*Provided material*.
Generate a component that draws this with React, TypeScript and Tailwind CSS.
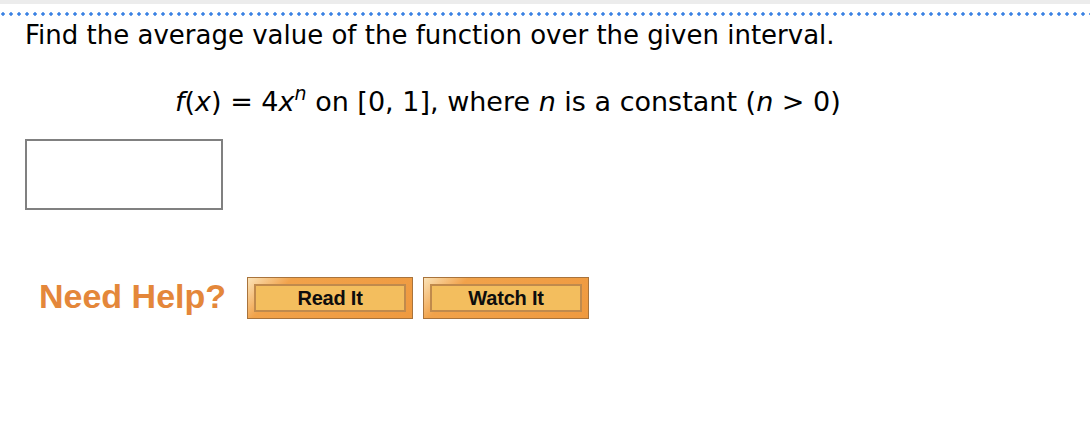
import React from 'react';

function HelpButton({ label }: { label: string }) {
  return (
    <button className="w-[166px] h-[42px] border border-[#a8733c] bg-[linear-gradient(135deg,#fbe3b8_0%,#f1a24a_22%,#ef9a40_100%)] p-[6px] cursor-pointer">
      <span className="flex h-full w-full items-center justify-center border-2 border-[#c08a4c] bg-[#f3be5e] font-['Liberation_Sans',Arial,sans-serif] text-[20px] font-bold text-[#0d0d0d] tracking-[-0.2px]">
        {label}
      </span>
    </button>
  );
}

export default function App() {
  return (
    <div className="w-[1090px] h-[430px] bg-white font-['DejaVu_Sans',Verdana,sans-serif] text-black">
      {/* top band + dotted rule */}
      <div className="h-[4px] bg-[#ececec]" />
      <div className="mt-[8px] h-[4px] bg-[radial-gradient(circle,#3b82e3_1.5px,transparent_1.8px)] bg-[length:8px_4px] bg-[position:-1px_0]" />

      <p className="pl-[25px] mt-[3px] text-[26px] leading-[32px]">
        Find the average value of the function over the given interval.
      </p>

      <p className="pl-[175px] mt-[35px] text-[27px] leading-[32px]">
        <i>f</i>(<i>x</i>) = 4<i>x</i>
        <sup className="text-[19px] top-[-0.6em]"><i>n</i></sup> on [0, 1], where <i>n</i> is a constant (<i>n</i> &gt; 0)
      </p>

      <div className="ml-[25px] mt-[21px] w-[198px] h-[71px] border-2 border-[#808080] bg-white" />

      <div className="mt-[63px] ml-[39px] flex items-center">
        <span className="font-['Liberation_Sans',Arial,sans-serif] text-[34px] font-bold text-[#e4873a] mr-[21px] mt-[-2px]">
          Need Help?
        </span>
        <div className="flex gap-[10px]">
          <HelpButton label="Read It" />
          <HelpButton label="Watch It" />
        </div>
      </div>
    </div>
  );
}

*Work to complete*. Which lines above hold the word "React"? Copy each of them.

*Answer to the problem*.
Generate a component that draws this with React, TypeScript and Tailwind CSS.
import React from 'react';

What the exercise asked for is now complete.